In April, the cumulative market share of the four major OMCs (PSO, APL, SHEL and HASCOL) fell to c.61% from c.67% in March and c.70% same period last year. As expected, in an environment of declining international oil prices, small OMCs will chase the market share of incumbents by offering discounts and other incentives to dealers. Another reason for the trend is that smaller OMCs tend to operate mostly on highways and outside the major cities, which were less severely affected by the lockdown, in our view.

The incumbents saw major attrition in their market share in the Mogas (petrol) market, where PSO and SHEL lost about 3-4ppt each. In the HSD market, however, PSO gained 3ppt share while APL, SHEL and HASCOL lost about 1-3ppt each. About 67% of the residual FO market was captured by OMCs other than the four discussed here (historically dominated by PSO sales to the Power sector).

During the period 10MFY20, overall industry sales have declined 15% yoy to 13.2mn tons. HSD sales fell 16% yoy to 5.1mn tons and is now overtaken by Mogas as the highest-volume fuel. This is a reflection of the broad economic slowdown during the period. Mogas sales fell 5% yoy to 5.9mn tons, where price reductions, sticky motorcycle consumption and still-ailing CNG supply helped to contain the decline, in our view.

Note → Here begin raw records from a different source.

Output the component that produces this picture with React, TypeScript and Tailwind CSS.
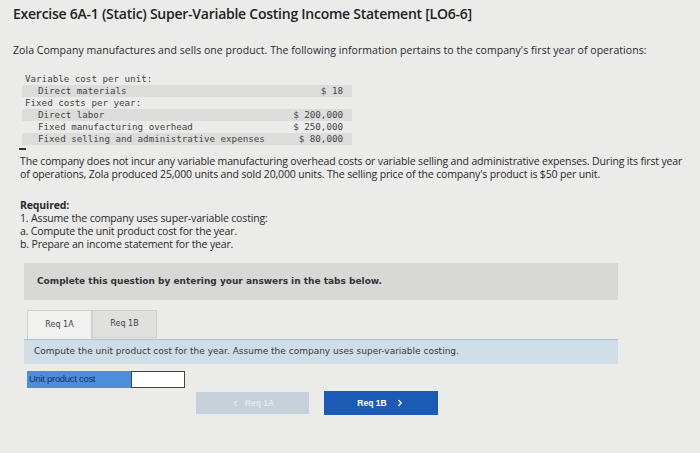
import React from 'react';
import { ChevronLeft, ChevronRight } from 'lucide-react';

const rows = [
  { label: 'Variable cost per unit:', value: '', indent: false, shade: false },
  { label: 'Direct materials', value: '$ 18', indent: true, shade: true },
  { label: 'Fixed costs per year:', value: '', indent: false, shade: false },
  { label: 'Direct labor', value: '$ 200,000', indent: true, shade: true },
  { label: 'Fixed manufacturing overhead', value: '$ 250,000', indent: true, shade: false },
  { label: 'Fixed selling and administrative expenses', value: '$ 80,000', indent: true, shade: true },
];

export default function App() {
  return (
    <div className="w-[700px] h-[453px] bg-[#ebebea] text-[#2a2a2a] font-['Open_Sans',sans-serif] overflow-hidden">
      <div className="pl-[13px] pt-[5px]">
        <h1 className="text-[14px] leading-[18px] font-semibold tracking-[-0.25px] text-[#222]">
          Exercise 6A-1 (Static) Super-Variable Costing Income Statement [LO6-6]
        </h1>
        <p className="mt-[20px] text-[10.5px] leading-[14px] tracking-[0.05px]">
          Zola Company manufactures and sells one product. The following information pertains to the company's first year of operations:
        </p>
      </div>

      <div className="mt-[16px] ml-[22px] w-[330px] font-['DejaVu_Sans_Mono',monospace] text-[9.2px] text-[#444]">
        {rows.map((r, i) => (
          <div key={i} className={`flex h-[12px] items-center ${r.shade ? 'bg-[#dcdcdb]' : ''}`}>
            <span className={r.indent ? 'pl-[16px]' : 'pl-[3px]'}>{r.label}</span>
            <span className="ml-auto pr-[9px]">{r.value}</span>
          </div>
        ))}
      </div>
      <div className="ml-[19px] mt-[3px] w-[7px] h-[2px] bg-[#333]" />

      <div className="pl-[20px] pt-[5px] text-[10.5px] leading-[13px] tracking-[-0.15px] pr-[12px]">
        <p>
          The company does not incur any variable manufacturing overhead costs or variable selling and administrative expenses. During its first year of operations, Zola produced 25,000 units and sold 20,000 units. The selling price of the company's product is $50 per unit.
        </p>
        <p className="mt-[18px] font-bold">Required:</p>
        <p>1. Assume the company uses super-variable costing:</p>
        <p>a. Compute the unit product cost for the year.</p>
        <p>b. Prepare an income statement for the year.</p>
      </div>

      <div className="ml-[24px] w-[594px] mt-[12px] h-[37px] bg-[#d8d8d7] flex items-center pl-[13px] font-['DejaVu_Sans',sans-serif] text-[9px] font-bold text-[#333]">
        Complete this question by entering your answers in the tabs below.
      </div>

      <div className="ml-[27px] mt-[10px] flex items-start font-['DejaVu_Sans',sans-serif] text-[8px] text-[#444]">
        <div className="w-[65px] h-[29px] bg-[#f1f1f0] border border-[#cfcfcf] border-b-0 flex items-center justify-center">Req 1A</div>
        <div className="w-[65px] h-[28px] bg-[#e0e0df] border border-[#cfcfcf] flex items-center justify-center">Req 1B</div>
      </div>
      <div className="ml-[24px] w-[594px] h-[25px] bg-[#cfdde7] border-t border-[#a9c1d3] flex items-center pl-[10px] font-['DejaVu_Sans',sans-serif] text-[9px] text-[#3a3a3a]">
        Compute the unit product cost for the year. Assume the company uses super-variable costing.
      </div>

      <div className="ml-[27px] mt-[7px] flex h-[17px]">
        <div className="w-[104px] bg-[#4b8fdc] flex items-center pl-[2px] font-['Liberation_Sans',sans-serif] text-[9.5px] text-[#1c2f63] tracking-[-0.3px]">
          Unit product cost
        </div>
        <div className="w-[54px] bg-white border border-[#444]" />
      </div>

      <div className="mt-[4px] flex ml-[196px] gap-[15px] font-['Liberation_Sans',sans-serif] text-[8.5px] font-bold">
        <div className="w-[113px] h-[22px] bg-[#c6d0db] text-[#e4e9ef] flex items-center justify-center gap-[5px]">
          <ChevronLeft size={9} strokeWidth={3} />
          <span>Req 1A</span>
        </div>
        <div className="w-[114px] h-[24px] -mt-[1px] bg-[#1b5bb5] text-white flex items-center justify-center gap-[8px]">
          <span>Req 1B</span>
          <ChevronRight size={10} strokeWidth={3} />
        </div>
      </div>
    </div>
  );
}
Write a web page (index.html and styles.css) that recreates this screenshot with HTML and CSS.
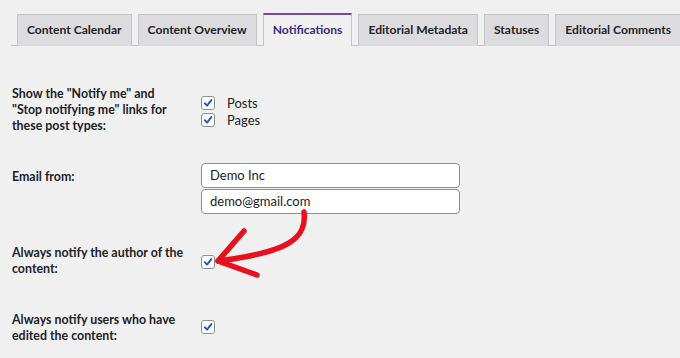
FILE: index.html
```html
<!DOCTYPE html>
<html>
<head>
<meta charset="utf-8">
<link rel="stylesheet" href="styles.css">
</head>
<body>
<div class="page">
  <nav class="tabs">
    <span class="tab">Content Calendar</span>
    <span class="tab">Content Overview</span>
    <span class="tab active">Notifications</span>
    <span class="tab">Editorial Metadata</span>
    <span class="tab">Statuses</span>
    <span class="tab">Editorial Comments</span>
  </nav>
  <div class="form">
    <div class="row row-types">
      <div class="label">Show the "Notify me" and "Stop notifying me" links for these post types:</div>
      <div class="field">
        <label class="check"><span class="box"><svg viewBox="0 0 14 14"><path d="M3.2 7.2 L5.9 10 L10.9 3.6"/></svg></span>Posts</label>
        <label class="check"><span class="box"><svg viewBox="0 0 14 14"><path d="M3.2 7.2 L5.9 10 L10.9 3.6"/></svg></span>Pages</label>
      </div>
    </div>
    <div class="row row-email">
      <div class="label">Email from:</div>
      <div class="field inputs">
        <div class="input">Demo Inc</div>
        <div class="input">demo@gmail.com</div>
      </div>
    </div>
    <div class="row row-author">
      <div class="label">Always notify the author of the content:</div>
      <div class="field">
        <span class="box"><svg viewBox="0 0 14 14"><path d="M3.2 7.2 L5.9 10 L10.9 3.6"/></svg></span>
      </div>
    </div>
    <div class="row row-users">
      <div class="label">Always notify users who have edited the content:</div>
      <div class="field">
        <span class="box"><svg viewBox="0 0 14 14"><path d="M3.2 7.2 L5.9 10 L10.9 3.6"/></svg></span>
      </div>
    </div>
  </div>
  <svg class="arrow" width="680" height="358" viewBox="0 0 680 358">
    <path d="M304 212 C307 238 290 252 218 261" />
    <path d="M244 231 L218 261 L257 275" />
  </svg>
</div>
</body>
</html>
```
FILE: styles.css
```css
* { box-sizing: border-box; }
html, body { margin: 0; padding: 0; }
body {
  background: #f0f0f1;
  font-family: "Lato", "Open Sans", sans-serif;
  font-size: 13px;
  color: #1d2327;
  width: 680px;
  height: 358px;
  overflow: hidden;
}
.page { position: relative; width: 680px; height: 358px; }
.tabs {
  display: flex;
  gap: 6px;
  margin: 0 0 0 11px;
  padding: 14px 0 0 6px;
  border-bottom: 1px solid #c3c4c7;
  height: 46px;
  align-items: flex-end;
}
.tab {
  display: block;
  height: 32px;
  line-height: 30px;
  padding: 0 9px;
  background: #dcdcde;
  border: 1px solid #c3c4c7;
  border-bottom: none;
  font-weight: 700;
  font-size: 12.1px;
  white-space: nowrap;
  margin-bottom: -1px;
}
.tab.active {
  background: #f0f0f1;
  border-top: 2px solid #6f4dab;
  color: #3c2a7a;
  height: 33px;
  line-height: 30px;
}
.form { padding: 0 0 0 12px; }
.row { display: flex; }
.label {
  width: 189px;
  flex: none;
  font-weight: 700;
  font-size: 12.4px;
  line-height: 16px;
  padding-right: 16px;
}
.field { display: flex; flex-direction: column; }
.row-types { margin-top: 40px; }
.row-types .field { padding-top: 8px; }
.check { display: flex; align-items: center; height: 17px; gap: 12px; font-size: 13px; }
.box {
  width: 14px; height: 14px;
  border: 1px solid #8c8f94;
  border-radius: 3px;
  background: #fff;
  display: inline-block;
  flex: none;
}
.box svg { display: block; width: 12px; height: 12px; }
.box path { fill: none; stroke: #1e5bbf; stroke-width: 2.3; stroke-linecap: round; stroke-linejoin: round; }
.row-email { margin-top: 29px; }
.row-email .label { padding-top: 6px; }
.inputs { gap: 1px; }
.input {
  width: 259px;
  height: 25px;
  border: 1px solid #8c8f94;
  border-radius: 4px;
  background: #fff;
  padding: 0 8px;
  line-height: 23px;
  font-size: 13px;
}
.row-author { margin-top: 31px; }
.row-author .field { padding-top: 10px; }
.row-users { margin-top: 35px; }
.row-users .field { padding-top: 8px; }
.arrow { position: absolute; left: 0; top: 0; pointer-events: none; }
.arrow path { fill: none; stroke: #e8101c; stroke-width: 5.5; stroke-linecap: round; stroke-linejoin: round; }
```
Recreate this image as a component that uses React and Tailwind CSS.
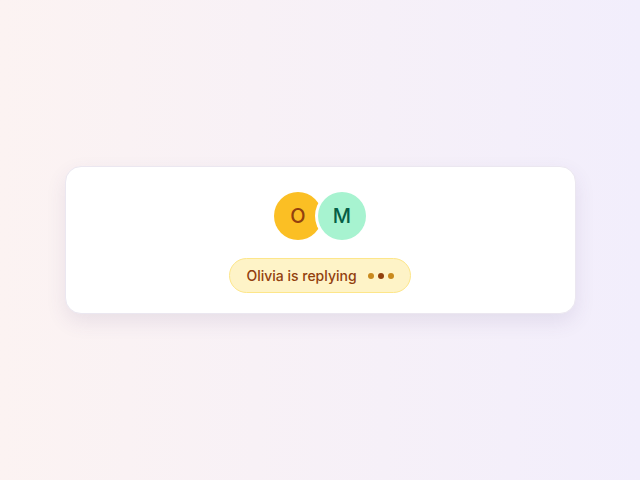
export default function App() {
  return (
    <div
      className="w-[640px] h-[480px] flex items-center justify-center bg-linear-to-r from-[#fcf3f2] to-[#f2eefc]"
      style={{ fontFamily: "Inter, 'Noto Sans', sans-serif" }}
    >
      <div className="w-[511px] h-[148px] bg-white rounded-2xl border border-[#ebe7f0] shadow-[0_8px_20px_rgba(80,60,120,0.10)] flex flex-col items-center pt-[25px]">
        <div className="flex items-center">
          <div className="w-12 h-12 rounded-full bg-[#fbbf24] flex items-center justify-center text-[20px] font-medium text-[#92400e] ring-[3px] ring-white">
            O
          </div>
          <div className="w-12 h-12 -ml-[4px] rounded-full bg-[#a7f3d0] flex items-center justify-center text-[20px] font-medium text-[#065f46] ring-[3px] ring-white">
            M
          </div>
        </div>
        <div className="mt-[18px] h-[35px] px-4 rounded-full bg-[#fef3c7] border border-[#fde68a] flex items-center gap-[11px]">
          <span className="text-[14px] font-medium text-[#92400e]">Olivia is replying</span>
          <div className="flex items-center gap-1">
            <span className="w-[6px] h-[6px] rounded-full bg-[#c98a1e]"></span>
            <span className="w-[6px] h-[6px] rounded-full bg-[#92400e]"></span>
            <span className="w-[6px] h-[6px] rounded-full bg-[#c98a1e]"></span>
          </div>
        </div>
      </div>
    </div>
  );
}
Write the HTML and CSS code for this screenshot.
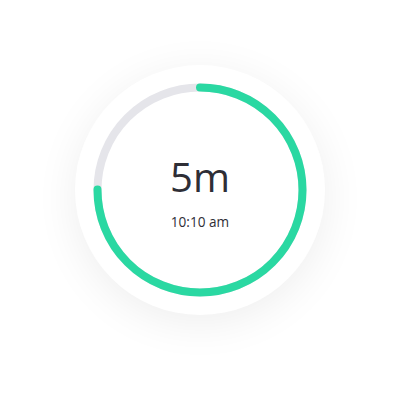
FILE: index.html
```html
<!DOCTYPE html>
<html>
<head>
<meta charset="utf-8">
<link rel="stylesheet" href="styles.css">
</head>
<body>
<div class="page">
  <div class="dial">
    <svg class="ring" width="250" height="250" viewBox="0 0 250 250">
      <circle class="track" cx="125" cy="125" r="102.5"/>
      <circle class="progress" cx="125" cy="125" r="102.5" stroke-dasharray="483 644" transform="rotate(-90 125 125)"/>
    </svg>
    <div class="label">
      <div class="value">5m</div>
      <div class="time">10:10 am</div>
    </div>
  </div>
</div>
</body>
</html>
```
FILE: styles.css
```css
html, body {
  margin: 0;
  padding: 0;
  background: #ffffff;
}
.page {
  width: 400px;
  height: 400px;
  display: flex;
  justify-content: center;
  padding-top: 65px;
  box-sizing: border-box;
}
.dial {
  width: 250px;
  height: 250px;
  border-radius: 50%;
  background: #ffffff;
  box-shadow: 0 8px 44px rgba(0, 0, 0, 0.07);
  display: grid;
}
.ring, .label {
  grid-area: 1 / 1;
}
.track {
  fill: none;
  stroke: #e5e5ea;
  stroke-width: 8;
}
.progress {
  fill: none;
  stroke: #2ad8a2;
  stroke-width: 8;
  stroke-linecap: round;
}
.label {
  align-self: center;
  justify-self: center;
  margin-top: 7px;
  display: flex;
  flex-direction: column;
  align-items: center;
  font-family: "Open Sans", sans-serif;
  color: #2e2e36;
}
.value {
  font-size: 40px;
  line-height: 40px;
  height: 40px;
  margin-bottom: 17px;
}
.time {
  font-size: 13.6px;
  line-height: 16px;
}
```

While petroleum prices are presently close to the bottom levels of the previous oil price collapse (FY15-16) and consumer demand can pick up strongly in a post Covid-19 environment, we think the threat from smaller OMCs is a key risk for future sales of PSO and other large OMCs. Given international crude oil prices have not yet found a new normal, we expect earnings volatility in the sector to remain in the coming quarters. We prefer APL in the space for a more balanced risk-reward profile. (Intermarket Securities Limited.)